Registrato nel luglio e nell’agosto del 1957 nel Victor’s Studio A della RCA di New York City, da Bob Simpson. Prodotto da Bob Rolontz. Quando venne pubblicato nel 1962, “Tijuana Moods” ricevette da Downbeat, la più famosa rivista di jazz americana, le prestigiose 5 stelle, il numero massimo attribuibile ad un disco.
E le registrazioni avevano già cinque anni! Esiste forse una prova migliore del fatto che il compositore ed arrangiatore Charles Mingus fosse in anticipo sui tempi? Come contrabbassista invece Mingus era meno virtuoso di molti altri suoi colleghi, tuttavia i cinque brani di “Tijuana Moods” si meritano ogni singola stella che è stata loro assegnata.
I cinque originali firmati da Mingus dimostrano la magistrale conoscenza che il maestro aveva della musica folk messicana e la sua straordinaria capacità di integrare queste melodie popolari nel jazz. Senza questo lavoro qualsiasi collezione di dischi sarebbe incompleta.

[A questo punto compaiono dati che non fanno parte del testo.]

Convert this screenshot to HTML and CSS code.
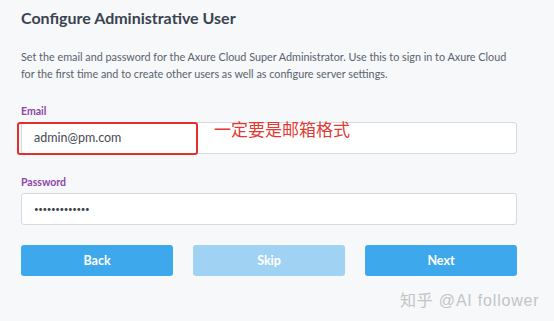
FILE: index.html
```html
<!DOCTYPE html>
<html lang="en">
<head>
    <meta charset="UTF-8">
    <title>Configure Administrative User</title>
    <link rel="stylesheet" href="styles.css">
</head>
<body>
    <div class="page">
        <h1 class="title">Configure Administrative User</h1>
        <p class="intro">
            Set the email and password for the Axure Cloud Super Administrator. Use this to sign in to Axure Cloud
            for the first time and to create other users as well as configure server settings.
        </p>

        <div class="field">
            <label class="field-label">Email</label>
            <div class="input-wrap">
                <div class="input">admin@pm.com</div>
                <div class="highlight"></div>
                <span class="note">一定要是邮箱格式</span>
            </div>
        </div>

        <div class="field">
            <label class="field-label">Password</label>
            <div class="input-wrap">
                <div class="input dots">•••••••••••••</div>
            </div>
        </div>

        <div class="actions">
            <button class="btn">Back</button>
            <button class="btn disabled">Skip</button>
            <button class="btn">Next</button>
        </div>

        <div class="watermark">知乎 @AI follower</div>
    </div>
</body>
</html>
```

FILE: styles.css
```css
* {
    margin: 0;
    padding: 0;
    box-sizing: border-box;
}

body {
    font-family: Lato, 'Open Sans', sans-serif;
    background: #f6f8fa;
    color: #3b4451;
}

.page {
    width: 554px;
    height: 321px;
    padding: 8px 37px 0 21px;
    position: relative;
}

.title {
    font-size: 16px;
    font-weight: 700;
    color: #3a4350;
    line-height: 20px;
}

.intro {
    margin-top: 20px;
    font-size: 10.8px;
    line-height: 17px;
    color: #59626e;
}

.field {
    margin-top: 22px;
}

.field + .field {
    margin-top: 21px;
}

.field-label {
    display: block;
    font-size: 10.5px;
    font-weight: 700;
    color: #8e44ad;
    line-height: 14px;
    margin-bottom: 4px;
}

.input-wrap {
    position: relative;
}

.input {
    height: 32px;
    background: #fff;
    border: 1px solid #d6d9de;
    border-radius: 3px;
    padding-left: 12px;
    font-size: 12.5px;
    line-height: 30px;
    color: #454c55;
}

.input.dots {
    font-size: 8px;
    letter-spacing: -0.4px;
    color: #3d434b;
}

.highlight {
    position: absolute;
    left: -4px;
    top: 0;
    width: 181px;
    height: 33px;
    border: 2px solid #e2302c;
    border-radius: 3px;
}

.note {
    position: absolute;
    left: 193px;
    top: -3px;
    font-family: 'Noto Sans CJK SC', sans-serif;
    font-size: 17px;
    line-height: 20px;
    color: #e23a33;
}

.actions {
    display: flex;
    gap: 20px;
    margin-top: 20px;
}

.btn {
    width: 152px;
    height: 31px;
    border: none;
    border-radius: 3px;
    background: #3ea8ec;
    color: #fff;
    font-family: Lato, sans-serif;
    font-size: 12.5px;
    font-weight: 700;
}

.btn.disabled {
    background: #a0d2f4;
}

.watermark {
    position: absolute;
    left: 400px;
    top: 287px;
    font-family: 'Liberation Sans', 'Noto Sans CJK SC', sans-serif;
    font-size: 16px;
    letter-spacing: 0.8px;
    color: #c2c4c7;
}
```
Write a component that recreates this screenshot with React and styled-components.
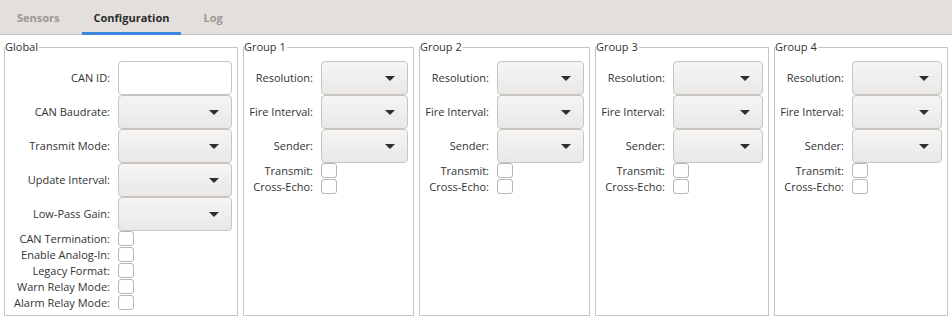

Charles Mingus nasce in Arizona, in una città che si chiama Nogales. Ne esisteva un’altra al di la del confine, in Messico, a pochi chilometri di distanza. Un’anima così particolare come quella di Charles, oserei dire divisa in due, forse tre, parti non poteva non essere attratto dalla cultura latinoamericana e l’amico trombettista Fats Navarro lo stimola ulteriormente a entrare in contatto con la ricchezza di quel mondo sonoro.
Il suo capolavoro messicano arriva nel 1957, pensato come un viaggio sonoro in quella zona di confine e pubblicato colpevolmente solo qualche anno più tardi (tra l’altro con il nome “Charlie” Mingus in copertina, cosa che il nostro odia con tutte le sue forze). Il viaggio parte con un bell’omaggio swingante a Dizzy Gillespie, ”Dizzy Moods”, ma presto le atmosfere messicane avvolgono completamente musicisti e ascoltatori, a partire dalle nacchere di Ysabel Morel che aprono le danze tra i tavoli di un locale.
Vivido e colorato, ma anche sfumato da tinte nostalgiche, è il quadro di Tijuana “Gift Shop”, prima di incontrare “Los Mariachis” e tornarsene negli States sulle note di uno standard come “Flamingo”.
Mingus cercherà nell’amato Messico, magico e simbolo di libertà, un’ultima speranza, trasferendosi a Cuernavaca per gli ultimi giorni della sua vita, che si ferma il 5 gennaio del 1979, a nemmeno 57 anni.
Un disco che dispensa un confronto dialettico tra culture, da non farselo mancare per nessuna ragione al mondo!!!